Note: It is strongly recommended that all changes to the dotmarketing-config.properties file be made through a properties file extension.
Index Replicas (For Cluster Implementations Only)
When using a cluster, you can create replicas of an index to distribute and mirror the index across multiple servers in the cluster. To change the number of replicas of an index, right-click on the index and select Update Number of Replicas.
Managing Indexes via the API
Index management actions that can be performed from the dotCMS backend can also be achieved using the REST API (including via CURL commands). For more information, see the RESTful API to Manage Indexes documentation.
Note on Number of Replicas
Setting the proper number of replicas for dotCMS's ElasticSearch index can be confusing. It is important to understand that the number of replicas does not equal the number of servers in your cluster.
The number of replicas is how many times you want your index to be copied. For example, if you are running a two node cluster then you should have your ElasticSearch replicas set to “1”. This means that there is the original index entry on one server and 1 replica, or copy, on the other server, so both servers have a copy of all index entries.

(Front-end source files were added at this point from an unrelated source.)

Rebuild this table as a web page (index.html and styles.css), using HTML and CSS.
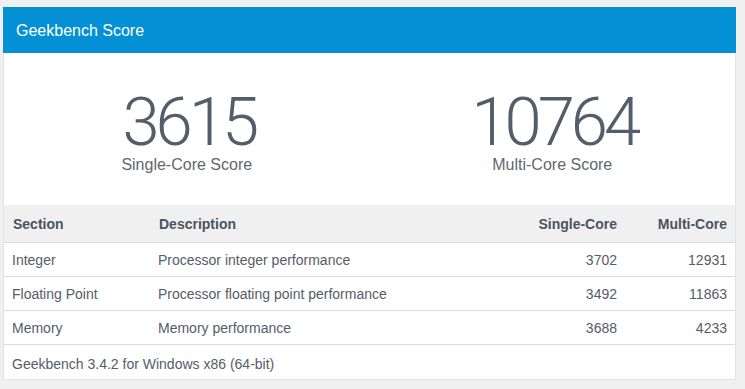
FILE: index.html
```html
<!DOCTYPE html>
<html>
<head>
<meta charset="utf-8">
<link rel="stylesheet" href="styles.css">
</head>
<body>
<div class="card">
  <div class="card-header">Geekbench Score</div>
  <div class="scores">
    <div class="score">
      <div class="score-value">3615</div>
      <div class="score-label">Single-Core Score</div>
    </div>
    <div class="score">
      <div class="score-value">10764</div>
      <div class="score-label">Multi-Core Score</div>
    </div>
  </div>
  <table class="results">
    <colgroup>
      <col class="c-section">
      <col class="c-desc">
      <col class="c-single">
      <col class="c-multi">
    </colgroup>
    <thead>
      <tr>
        <th>Section</th>
        <th>Description</th>
        <th class="num">Single-Core</th>
        <th class="num">Multi-Core</th>
      </tr>
    </thead>
    <tbody>
      <tr>
        <td>Integer</td>
        <td>Processor integer performance</td>
        <td class="num">3702</td>
        <td class="num">12931</td>
      </tr>
      <tr>
        <td>Floating Point</td>
        <td>Processor floating point performance</td>
        <td class="num">3492</td>
        <td class="num">11863</td>
      </tr>
      <tr>
        <td>Memory</td>
        <td>Memory performance</td>
        <td class="num">3688</td>
        <td class="num">4233</td>
      </tr>
    </tbody>
  </table>
  <div class="card-footer">Geekbench 3.4.2 for Windows x86 (64-bit)</div>
</div>
</body>
</html>
```
FILE: styles.css
```css
html, body {
  background: #f0f0f0;
}
body {
  margin: 7px 0 0 3px;
  font-family: "Liberation Sans", Arial, sans-serif;
  color: #555d68;
}
.card {
  width: 731px;
  background: #fff;
  border: 1px solid #e3e3e3;
  border-top: none;
}
.card-header {
  background: #0390d4;
  color: #fff;
  height: 46px;
  display: flex;
  align-items: center;
  font-size: 16px;
  margin: 0 -1px 0 -1px;
  padding-left: 13px;
  padding-top: 1px;
  box-sizing: border-box;
}
.scores {
  display: grid;
  grid-template-columns: 1fr 1fr;
  height: 152px;
}
.score {
  display: flex;
  flex-direction: column;
  align-items: center;
  padding-top: 35px;
}
.score-value {
  font-family: Roboto, "Liberation Sans", sans-serif;
  font-weight: 300;
  font-size: 67px;
  line-height: 60px;
  height: 60px;
  padding-top: 4px;
  letter-spacing: -4px;
  color: #545e6a;
  margin-right: -4px;
}
.score-label {
  font-size: 16px;
  line-height: 20px;
  margin-top: 3px;
  color: #5f6770;
}
.results {
  width: 100%;
  border-collapse: collapse;
  table-layout: fixed;
  font-size: 14px;
}
.c-section { width: 146px; }
.c-single { width: 120px; }
.c-multi { width: 110px; }
.results th {
  background: #f0f0f0;
  font-weight: bold;
  color: #4c545e;
  text-align: left;
  height: 37px;
  padding: 0 8px 0 9px;
  border-bottom: 1px solid #dcdcdc;
}
.results td {
  height: 33px;
  padding: 0 8px;
  border-bottom: 1px solid #dcdcdc;
}
.results .num {
  text-align: right;
  padding-right: 8px;
}
.card-footer {
  height: 34px;
  display: flex;
  align-items: center;
  padding-left: 8px;
  padding-top: 4px;
  box-sizing: border-box;
  font-size: 14px;
}
```
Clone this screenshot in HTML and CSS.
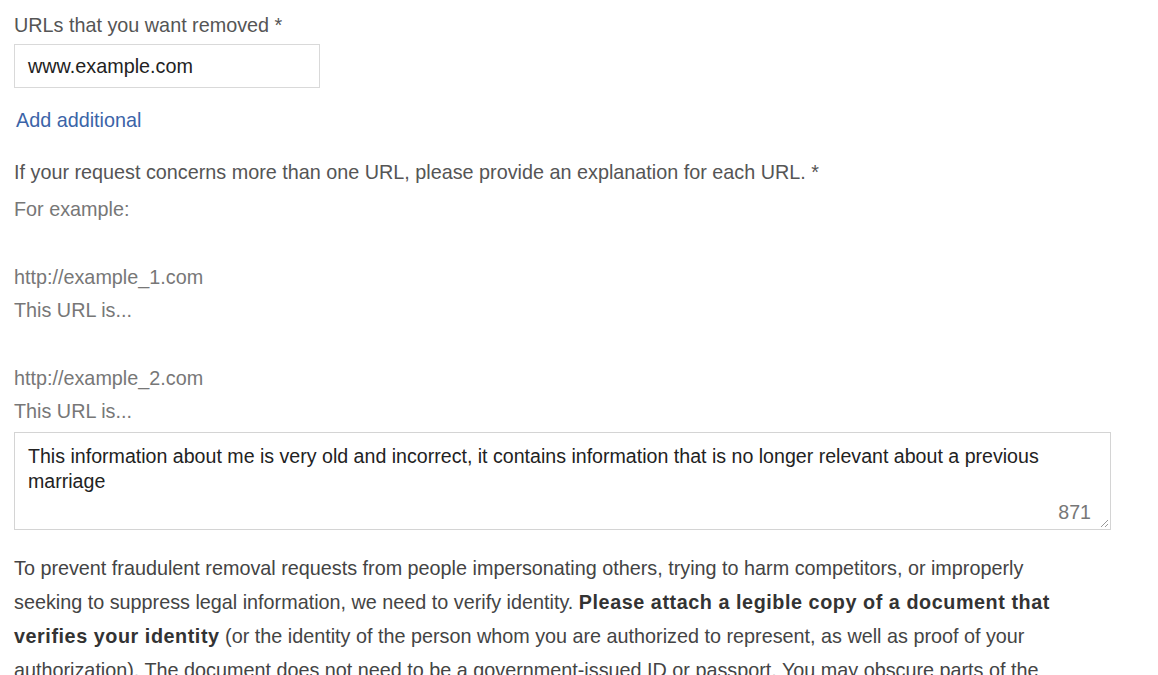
FILE: index.html
```html
<!DOCTYPE html>
<html>
<head>
<meta charset="utf-8">
<link rel="stylesheet" href="styles.css">
</head>
<body>
<form class="form">
  <div class="label">URLs that you want removed *</div>
  <div class="input">www.example.com</div>
  <a class="link" href="#">Add additional</a>
  <div class="label label-q">If your request concerns more than one URL, please provide an explanation for each URL. *</div>
  <div class="hint">
    <div class="hint-line">For example:</div>
    <div class="hint-gap"></div>
    <div class="hint-line">http://example_1.com</div>
    <div class="hint-line">This URL is...</div>
    <div class="hint-gap"></div>
    <div class="hint-line">http://example_2.com</div>
    <div class="hint-line">This URL is...</div>
  </div>
  <div class="textarea">
    <div class="ta-text">This information about me is very old and incorrect, it contains information that is no longer relevant about a previous marriage</div>
    <div class="ta-count">871</div>
    <svg class="grip" width="10" height="10" viewBox="0 0 10 10"><path d="M9 2 L2 9 M9 6 L6 9" stroke="#999" stroke-width="1" fill="none"/></svg>
  </div>
  <p class="para">To prevent fraudulent removal requests from people impersonating others, trying to harm competitors, or improperly seeking to suppress legal information, we need to verify identity. <b>Please attach a legible copy of a document that verifies your identity</b> (or the identity of the person whom you are authorized to represent, as well as proof of your authorization). The document does not need to be a government-issued ID or passport. You may obscure parts of the document (e.g., numbers) as long as the remaining information identifies you.</p>
</form>
</body>
</html>
```
FILE: styles.css
```css
html, body {
  margin: 0;
  padding: 0;
  background: #fff;
  overflow: hidden;
}
body {
  font-family: "Liberation Sans", Arial, sans-serif;
  font-size: 19.8px;
  color: #555;
}
.form {
  padding: 14px 0 0 14px;
  display: flex;
  flex-direction: column;
  align-items: flex-start;
}
.label {
  line-height: 22px;
  color: #555;
}
.input {
  margin-top: 8px;
  width: 278px;
  height: 42px;
  border: 1px solid #d9d9d9;
  padding: 0 13px;
  line-height: 42px;
  color: #222;
}
.link {
  margin-top: 21px;
  margin-left: 2px;
  color: #3b64a8;
  text-decoration: none;
  line-height: 22px;
}
.label-q {
  margin-top: 30px;
}
.hint {
  margin-top: 10px;
  color: #777;
}
.hint-line {
  line-height: 33px;
}
.hint-gap {
  height: 35px;
}
.textarea {
  position: relative;
  margin-top: 4px;
  width: 1069px;
  height: 96px;
  border: 1px solid #d4d4d4;
  padding: 0 13px;
  font-size: 19.6px;
}
.ta-text {
  margin-top: 11px;
  line-height: 25px;
  color: #222;
}
.ta-count {
  position: absolute;
  right: 19px;
  bottom: 6px;
  color: #777;
  line-height: 22px;
}
.grip {
  position: absolute;
  right: 1px;
  bottom: 1px;
}
.para {
  margin: 21px 0 0 0;
  width: 1070px;
  font-size: 19.8px;
  line-height: 34px;
  color: #444;
}
.para b {
  color: #333;
  letter-spacing: 0.55px;
}
```
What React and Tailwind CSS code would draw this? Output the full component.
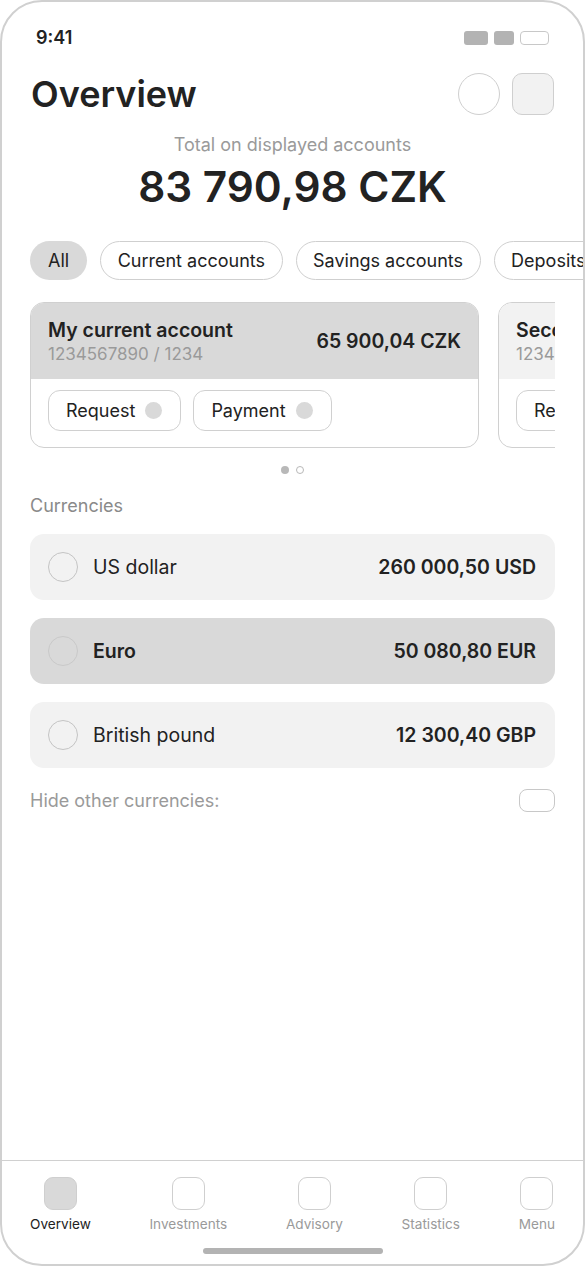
const chips = ["All", "Current accounts", "Savings accounts", "Deposits"];

const currencies = [
  { name: "US dollar", amount: "260 000,50 USD", active: false },
  { name: "Euro", amount: "50 080,80 EUR", active: true },
  { name: "British pound", amount: "12 300,40 GBP", active: false },
];

const tabs = ["Overview", "Investments", "Advisory", "Statistics", "Menu"];

const AccountCard = ({ name, number, amount, active }) => (
  <div className="w-[449px] shrink-0 h-[146px] rounded-[14px] border border-[#d0d0d0] overflow-hidden bg-white">
    <div
      className={`${
        active ? "bg-[#d9d9d9]" : "bg-[#f2f2f2]"
      } h-[76px] px-[17px] flex items-center justify-between`}
    >
      <div className="flex flex-col">
        <span className="text-[19.5px] leading-[23px] font-semibold text-[#222]">
          {name}
        </span>
        <span className="text-[17px] leading-[20px] text-[#9a9a9a] mt-[2px]">
          {number}
        </span>
      </div>
      <span className="text-[19.5px] leading-[23px] font-semibold text-[#222]">
        {amount}
      </span>
    </div>
    <div className="flex gap-[12px] px-[17px] pt-[11px]">
      {["Request", "Payment"].map((label) => (
        <div
          key={label}
          className="h-[41px] flex items-center gap-[10px] pl-[17px] pr-[18px] rounded-[12px] border border-[#d0d0d0] text-[18px] text-[#222]"
        >
          {label}
          <span className="w-[17px] h-[17px] rounded-full bg-[#d9d9d9]" />
        </div>
      ))}
    </div>
  </div>
);

const App = () => {
  return (
    <div
      className="w-[585px] h-[1266px] bg-white border-2 border-[#d0d0d0] rounded-[42px] overflow-hidden flex flex-col text-[#222]"
      style={{ fontFamily: "Inter, 'Noto Sans', sans-serif" }}
    >
      {/* status bar */}
      <div className="flex items-center justify-between pl-[34px] pr-[34px] pt-[22px] h-[50px]">
        <span className="text-[18px] leading-[22px] font-semibold">9:41</span>
        <div className="flex items-center gap-[6px]">
          <span className="w-[24px] h-[14px] rounded-[3px] bg-[#b3b3b3]" />
          <span className="w-[20px] h-[14px] rounded-[3px] bg-[#b3b3b3]" />
          <span className="w-[29px] h-[14px] rounded-[4px] border border-[#c8c8c8]" />
        </div>
      </div>

      {/* header */}
      <div className="flex items-center justify-between pl-[29px] pr-[29px] mt-[20px] h-[44px]">
        <h1 className="text-[36px] leading-[44px] font-semibold">Overview</h1>
        <div className="flex items-center gap-[12px]">
          <span className="w-[42px] h-[42px] rounded-full border border-[#cfcfcf]" />
          <span className="w-[42px] h-[42px] rounded-[10px] border border-[#cfcfcf] bg-[#f2f2f2]" />
        </div>
      </div>

      {/* total */}
      <div className="flex flex-col items-center mt-[19px]">
        <span className="text-[18px] leading-[20px] text-[#9a9a9a]">
          Total on displayed accounts
        </span>
        <span className="text-[42.3px] leading-[50px] font-semibold mt-[7px]">
          83 790,98 CZK
        </span>
      </div>

      {/* chips */}
      <div className="flex gap-[13px] pl-[28px] mt-[29px] whitespace-nowrap">
        {chips.map((c, i) => (
          <div
            key={c}
            className={`h-[39px] shrink-0 flex items-center rounded-full text-[18px] ${
              i === 0
                ? "bg-[#d9d9d9] px-[18px]"
                : "border border-[#cfcfcf] bg-white px-[16.5px]"
            }`}
          >
            {c}
          </div>
        ))}
      </div>

      {/* accounts carousel */}
      <div className="mx-[28px] mt-[22px] overflow-hidden">
        <div className="flex gap-[19px]">
          <AccountCard
            name="My current account"
            number="1234567890 / 1234"
            amount="65 900,04 CZK"
            active
          />
          <AccountCard
            name="Second account"
            number="1234567890 / 1234"
            amount="12 000,00 CZK"
          />
        </div>
      </div>

      {/* pager */}
      <div className="flex justify-center gap-[7px] mt-[18px]">
        <span className="w-[8px] h-[8px] rounded-full bg-[#b8b8b8]" />
        <span className="w-[8px] h-[8px] rounded-full border border-[#b8b8b8]" />
      </div>

      {/* currencies */}
      <div className="px-[28px] mt-[22px]">
        <div className="text-[18px] leading-[20px] text-[#8a8a8a]">Currencies</div>
        <div className="flex flex-col gap-[18px] mt-[18px]">
          {currencies.map((c) => (
            <div
              key={c.name}
              className={`h-[66px] rounded-[14px] flex items-center justify-between pl-[18px] pr-[19px] ${
                c.active ? "bg-[#d9d9d9]" : "bg-[#f2f2f2]"
              }`}
            >
              <div className="flex items-center gap-[15px]">
                <span
                  className={`w-[30px] h-[30px] rounded-full border-[1.5px] ${
                    c.active ? "border-[#c9c9c9]" : "border-[#c4c4c4]"
                  }`}
                />
                <span
                  className={`text-[19.5px] leading-[23px] ${
                    c.active ? "font-semibold" : ""
                  }`}
                >
                  {c.name}
                </span>
              </div>
              <span className="text-[19.5px] leading-[23px] font-semibold">
                {c.amount}
              </span>
            </div>
          ))}
        </div>
        <div className="flex items-center justify-between mt-[21px]">
          <span className="text-[18px] leading-[20px] text-[#9a9a9a]">
            Hide other currencies:
          </span>
          <span className="w-[36px] h-[23px] rounded-[8px] border border-[#c8c8c8]" />
        </div>
      </div>

      <div className="flex-1" />

      {/* bottom nav */}
      <div className="border-t border-[#d0d0d0] pt-[16px]">
        <div className="flex justify-between px-[28px]">
          {tabs.map((t, i) => (
            <div key={t} className="flex flex-col items-center">
              <span
                className={`w-[33px] h-[33px] rounded-[9px] border border-[#cfcfcf] ${
                  i === 0 ? "bg-[#d9d9d9]" : "bg-white"
                }`}
              />
              <span
                className={`text-[13.6px] leading-[17px] mt-[6px] ${
                  i === 0 ? "text-[#222]" : "text-[#9a9a9a]"
                }`}
              >
                {t}
              </span>
            </div>
          ))}
        </div>
        <div className="flex justify-center mt-[15px] pb-[10px]">
          <span className="w-[180px] h-[6px] rounded-full bg-[#b3b3b3]" />
        </div>
      </div>
    </div>
  );
};

export default App;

Therefore the “rule of thumb” for the proper number of replicas is:
- For clusters with less than 5 servers: Set replicas to one less than the number of servers in the cluster. Examples:
- 2 servers: 1 replica
- 4 servers: 3 replicas
- For clusters with 5 or more servers: Set replicas to 1/2 the number of servers in the cluster (rounded up).
- 5 servers: 3 replicas
- 8 servers: 4 replicas
When a new server is joined to the cluster (see cluster doc), Elasticsearch automatically recognizes the server and begins replicating to it. When a server is removed from the cluster or goes offline, the replicated index may display a “yellow” or inactive status if the number of nodes configured in the cluster does not at least match the number of replicated indexes.
The Elasticsearch index may also be configured to run as a “stand-alone” Elasticsearch server and connect to each node in a dotCMS cluster.